#### Data provided ####
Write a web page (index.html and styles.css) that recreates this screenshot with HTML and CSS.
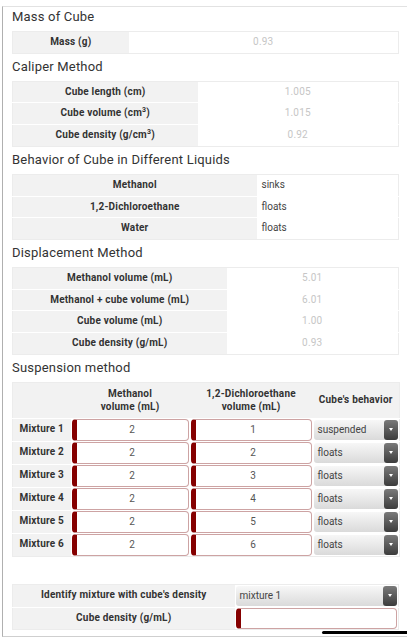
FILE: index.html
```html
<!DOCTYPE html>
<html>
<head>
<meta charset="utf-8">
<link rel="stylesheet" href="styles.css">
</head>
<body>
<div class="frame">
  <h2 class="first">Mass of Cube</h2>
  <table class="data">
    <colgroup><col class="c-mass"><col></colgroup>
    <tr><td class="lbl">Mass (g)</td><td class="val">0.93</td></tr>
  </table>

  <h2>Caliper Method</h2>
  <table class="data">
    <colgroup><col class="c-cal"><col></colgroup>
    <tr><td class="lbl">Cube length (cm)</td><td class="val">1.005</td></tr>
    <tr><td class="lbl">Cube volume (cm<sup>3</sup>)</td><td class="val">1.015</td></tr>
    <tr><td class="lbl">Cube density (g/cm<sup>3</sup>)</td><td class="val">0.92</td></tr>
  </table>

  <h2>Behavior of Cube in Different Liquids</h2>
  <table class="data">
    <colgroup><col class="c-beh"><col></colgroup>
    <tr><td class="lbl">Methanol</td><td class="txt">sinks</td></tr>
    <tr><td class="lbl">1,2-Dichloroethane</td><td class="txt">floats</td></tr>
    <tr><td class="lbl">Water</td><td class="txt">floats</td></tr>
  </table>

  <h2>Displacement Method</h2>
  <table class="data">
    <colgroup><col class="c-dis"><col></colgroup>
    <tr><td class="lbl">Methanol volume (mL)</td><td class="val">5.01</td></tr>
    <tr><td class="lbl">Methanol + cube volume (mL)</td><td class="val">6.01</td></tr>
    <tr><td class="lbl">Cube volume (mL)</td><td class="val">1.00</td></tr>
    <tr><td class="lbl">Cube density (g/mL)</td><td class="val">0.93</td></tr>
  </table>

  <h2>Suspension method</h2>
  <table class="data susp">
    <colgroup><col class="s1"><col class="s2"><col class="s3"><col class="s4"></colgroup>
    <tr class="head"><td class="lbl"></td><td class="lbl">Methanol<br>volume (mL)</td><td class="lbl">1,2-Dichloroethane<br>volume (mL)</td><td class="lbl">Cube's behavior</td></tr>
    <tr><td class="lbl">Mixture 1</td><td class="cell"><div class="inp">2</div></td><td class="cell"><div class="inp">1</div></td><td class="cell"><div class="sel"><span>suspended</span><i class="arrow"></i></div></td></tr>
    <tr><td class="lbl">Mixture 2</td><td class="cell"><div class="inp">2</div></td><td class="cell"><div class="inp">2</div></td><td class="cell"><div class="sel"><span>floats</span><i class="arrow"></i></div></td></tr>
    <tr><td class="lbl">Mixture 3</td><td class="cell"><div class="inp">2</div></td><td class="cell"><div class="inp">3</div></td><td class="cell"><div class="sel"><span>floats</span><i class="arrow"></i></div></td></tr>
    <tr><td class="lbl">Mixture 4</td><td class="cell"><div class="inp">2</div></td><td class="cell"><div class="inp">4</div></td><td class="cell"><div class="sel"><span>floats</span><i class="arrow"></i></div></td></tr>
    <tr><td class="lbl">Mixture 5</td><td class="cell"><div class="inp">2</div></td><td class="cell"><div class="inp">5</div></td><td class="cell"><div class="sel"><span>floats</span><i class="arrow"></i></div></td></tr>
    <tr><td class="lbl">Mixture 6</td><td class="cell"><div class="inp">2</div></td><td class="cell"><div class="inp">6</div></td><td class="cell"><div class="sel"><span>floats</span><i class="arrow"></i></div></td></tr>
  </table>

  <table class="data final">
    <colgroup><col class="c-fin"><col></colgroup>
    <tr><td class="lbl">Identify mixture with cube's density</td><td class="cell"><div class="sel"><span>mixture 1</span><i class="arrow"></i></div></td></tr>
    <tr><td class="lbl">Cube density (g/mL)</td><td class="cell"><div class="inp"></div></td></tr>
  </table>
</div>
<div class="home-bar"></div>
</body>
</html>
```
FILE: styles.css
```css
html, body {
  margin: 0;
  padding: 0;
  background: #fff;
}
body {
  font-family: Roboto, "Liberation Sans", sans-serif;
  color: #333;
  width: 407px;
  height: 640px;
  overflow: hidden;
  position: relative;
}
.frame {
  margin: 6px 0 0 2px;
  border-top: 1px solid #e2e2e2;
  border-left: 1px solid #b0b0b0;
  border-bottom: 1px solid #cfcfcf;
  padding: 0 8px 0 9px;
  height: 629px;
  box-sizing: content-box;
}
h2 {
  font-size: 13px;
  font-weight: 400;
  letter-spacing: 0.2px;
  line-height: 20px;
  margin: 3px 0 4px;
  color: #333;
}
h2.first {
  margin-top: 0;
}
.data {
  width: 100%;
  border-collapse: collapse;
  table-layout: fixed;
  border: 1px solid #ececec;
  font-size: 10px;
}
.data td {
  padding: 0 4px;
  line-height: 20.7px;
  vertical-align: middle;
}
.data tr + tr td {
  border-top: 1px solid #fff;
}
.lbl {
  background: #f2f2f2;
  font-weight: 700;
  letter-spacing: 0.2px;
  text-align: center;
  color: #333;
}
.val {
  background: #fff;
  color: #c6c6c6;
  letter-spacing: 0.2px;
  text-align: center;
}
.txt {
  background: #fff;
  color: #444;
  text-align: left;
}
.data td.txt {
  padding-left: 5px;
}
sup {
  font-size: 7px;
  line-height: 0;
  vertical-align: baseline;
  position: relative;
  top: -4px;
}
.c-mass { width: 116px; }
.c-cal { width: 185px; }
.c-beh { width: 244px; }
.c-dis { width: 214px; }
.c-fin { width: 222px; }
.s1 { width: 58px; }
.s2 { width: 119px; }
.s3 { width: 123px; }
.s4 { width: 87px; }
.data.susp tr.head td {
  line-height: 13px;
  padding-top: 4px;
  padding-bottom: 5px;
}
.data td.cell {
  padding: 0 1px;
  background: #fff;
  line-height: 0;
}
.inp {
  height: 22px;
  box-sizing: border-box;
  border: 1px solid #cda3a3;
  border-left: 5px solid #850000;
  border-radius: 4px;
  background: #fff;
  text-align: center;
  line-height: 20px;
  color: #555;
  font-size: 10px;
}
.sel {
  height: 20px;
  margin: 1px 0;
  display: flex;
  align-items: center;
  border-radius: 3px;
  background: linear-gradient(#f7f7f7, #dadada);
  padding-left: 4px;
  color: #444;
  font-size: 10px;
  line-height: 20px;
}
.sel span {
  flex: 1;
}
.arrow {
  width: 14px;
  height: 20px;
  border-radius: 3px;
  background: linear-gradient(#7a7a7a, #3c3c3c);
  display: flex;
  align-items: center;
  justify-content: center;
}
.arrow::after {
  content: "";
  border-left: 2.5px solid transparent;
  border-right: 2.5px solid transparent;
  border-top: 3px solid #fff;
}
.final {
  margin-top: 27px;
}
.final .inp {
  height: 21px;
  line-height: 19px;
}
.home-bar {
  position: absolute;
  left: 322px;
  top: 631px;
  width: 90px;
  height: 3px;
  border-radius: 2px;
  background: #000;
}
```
####
> [Description of the task] Restate the entire listing word for word, excluding pictures.

> [Written solution]
Write a web page (index.html and styles.css) that recreates this screenshot with HTML and CSS.
FILE: index.html
```html
<!DOCTYPE html>
<html>
<head>
<meta charset="utf-8">
<link rel="stylesheet" href="styles.css">
</head>
<body>
<div class="frame">
  <h2 class="first">Mass of Cube</h2>
  <table class="data">
    <colgroup><col class="c-mass"><col></colgroup>
    <tr><td class="lbl">Mass (g)</td><td class="val">0.93</td></tr>
  </table>

  <h2>Caliper Method</h2>
  <table class="data">
    <colgroup><col class="c-cal"><col></colgroup>
    <tr><td class="lbl">Cube length (cm)</td><td class="val">1.005</td></tr>
    <tr><td class="lbl">Cube volume (cm<sup>3</sup>)</td><td class="val">1.015</td></tr>
    <tr><td class="lbl">Cube density (g/cm<sup>3</sup>)</td><td class="val">0.92</td></tr>
  </table>

  <h2>Behavior of Cube in Different Liquids</h2>
  <table class="data">
    <colgroup><col class="c-beh"><col></colgroup>
    <tr><td class="lbl">Methanol</td><td class="txt">sinks</td></tr>
    <tr><td class="lbl">1,2-Dichloroethane</td><td class="txt">floats</td></tr>
    <tr><td class="lbl">Water</td><td class="txt">floats</td></tr>
  </table>

  <h2>Displacement Method</h2>
  <table class="data">
    <colgroup><col class="c-dis"><col></colgroup>
    <tr><td class="lbl">Methanol volume (mL)</td><td class="val">5.01</td></tr>
    <tr><td class="lbl">Methanol + cube volume (mL)</td><td class="val">6.01</td></tr>
    <tr><td class="lbl">Cube volume (mL)</td><td class="val">1.00</td></tr>
    <tr><td class="lbl">Cube density (g/mL)</td><td class="val">0.93</td></tr>
  </table>

  <h2>Suspension method</h2>
  <table class="data susp">
    <colgroup><col class="s1"><col class="s2"><col class="s3"><col class="s4"></colgroup>
    <tr class="head"><td class="lbl"></td><td class="lbl">Methanol<br>volume (mL)</td><td class="lbl">1,2-Dichloroethane<br>volume (mL)</td><td class="lbl">Cube's behavior</td></tr>
    <tr><td class="lbl">Mixture 1</td><td class="cell"><div class="inp">2</div></td><td class="cell"><div class="inp">1</div></td><td class="cell"><div class="sel"><span>suspended</span><i class="arrow"></i></div></td></tr>
    <tr><td class="lbl">Mixture 2</td><td class="cell"><div class="inp">2</div></td><td class="cell"><div class="inp">2</div></td><td class="cell"><div class="sel"><span>floats</span><i class="arrow"></i></div></td></tr>
    <tr><td class="lbl">Mixture 3</td><td class="cell"><div class="inp">2</div></td><td class="cell"><div class="inp">3</div></td><td class="cell"><div class="sel"><span>floats</span><i class="arrow"></i></div></td></tr>
    <tr><td class="lbl">Mixture 4</td><td class="cell"><div class="inp">2</div></td><td class="cell"><div class="inp">4</div></td><td class="cell"><div class="sel"><span>floats</span><i class="arrow"></i></div></td></tr>
    <tr><td class="lbl">Mixture 5</td><td class="cell"><div class="inp">2</div></td><td class="cell"><div class="inp">5</div></td><td class="cell"><div class="sel"><span>floats</span><i class="arrow"></i></div></td></tr>
    <tr><td class="lbl">Mixture 6</td><td class="cell"><div class="inp">2</div></td><td class="cell"><div class="inp">6</div></td><td class="cell"><div class="sel"><span>floats</span><i class="arrow"></i></div></td></tr>
  </table>

  <table class="data final">
    <colgroup><col class="c-fin"><col></colgroup>
    <tr><td class="lbl">Identify mixture with cube's density</td><td class="cell"><div class="sel"><span>mixture 1</span><i class="arrow"></i></div></td></tr>
    <tr><td class="lbl">Cube density (g/mL)</td><td class="cell"><div class="inp"></div></td></tr>
  </table>
</div>
<div class="home-bar"></div>
</body>
</html>
```
FILE: styles.css
```css
html, body {
  margin: 0;
  padding: 0;
  background: #fff;
}
body {
  font-family: Roboto, "Liberation Sans", sans-serif;
  color: #333;
  width: 407px;
  height: 640px;
  overflow: hidden;
  position: relative;
}
.frame {
  margin: 6px 0 0 2px;
  border-top: 1px solid #e2e2e2;
  border-left: 1px solid #b0b0b0;
  border-bottom: 1px solid #cfcfcf;
  padding: 0 8px 0 9px;
  height: 629px;
  box-sizing: content-box;
}
h2 {
  font-size: 13px;
  font-weight: 400;
  letter-spacing: 0.2px;
  line-height: 20px;
  margin: 3px 0 4px;
  color: #333;
}
h2.first {
  margin-top: 0;
}
.data {
  width: 100%;
  border-collapse: collapse;
  table-layout: fixed;
  border: 1px solid #ececec;
  font-size: 10px;
}
.data td {
  padding: 0 4px;
  line-height: 20.7px;
  vertical-align: middle;
}
.data tr + tr td {
  border-top: 1px solid #fff;
}
.lbl {
  background: #f2f2f2;
  font-weight: 700;
  letter-spacing: 0.2px;
  text-align: center;
  color: #333;
}
.val {
  background: #fff;
  color: #c6c6c6;
  letter-spacing: 0.2px;
  text-align: center;
}
.txt {
  background: #fff;
  color: #444;
  text-align: left;
}
.data td.txt {
  padding-left: 5px;
}
sup {
  font-size: 7px;
  line-height: 0;
  vertical-align: baseline;
  position: relative;
  top: -4px;
}
.c-mass { width: 116px; }
.c-cal { width: 185px; }
.c-beh { width: 244px; }
.c-dis { width: 214px; }
.c-fin { width: 222px; }
.s1 { width: 58px; }
.s2 { width: 119px; }
.s3 { width: 123px; }
.s4 { width: 87px; }
.data.susp tr.head td {
  line-height: 13px;
  padding-top: 4px;
  padding-bottom: 5px;
}
.data td.cell {
  padding: 0 1px;
  background: #fff;
  line-height: 0;
}
.inp {
  height: 22px;
  box-sizing: border-box;
  border: 1px solid #cda3a3;
  border-left: 5px solid #850000;
  border-radius: 4px;
  background: #fff;
  text-align: center;
  line-height: 20px;
  color: #555;
  font-size: 10px;
}
.sel {
  height: 20px;
  margin: 1px 0;
  display: flex;
  align-items: center;
  border-radius: 3px;
  background: linear-gradient(#f7f7f7, #dadada);
  padding-left: 4px;
  color: #444;
  font-size: 10px;
  line-height: 20px;
}
.sel span {
  flex: 1;
}
.arrow {
  width: 14px;
  height: 20px;
  border-radius: 3px;
  background: linear-gradient(#7a7a7a, #3c3c3c);
  display: flex;
  align-items: center;
  justify-content: center;
}
.arrow::after {
  content: "";
  border-left: 2.5px solid transparent;
  border-right: 2.5px solid transparent;
  border-top: 3px solid #fff;
}
.final {
  margin-top: 27px;
}
.final .inp {
  height: 21px;
  line-height: 19px;
}
.home-bar {
  position: absolute;
  left: 322px;
  top: 631px;
  width: 90px;
  height: 3px;
  border-radius: 2px;
  background: #000;
}
```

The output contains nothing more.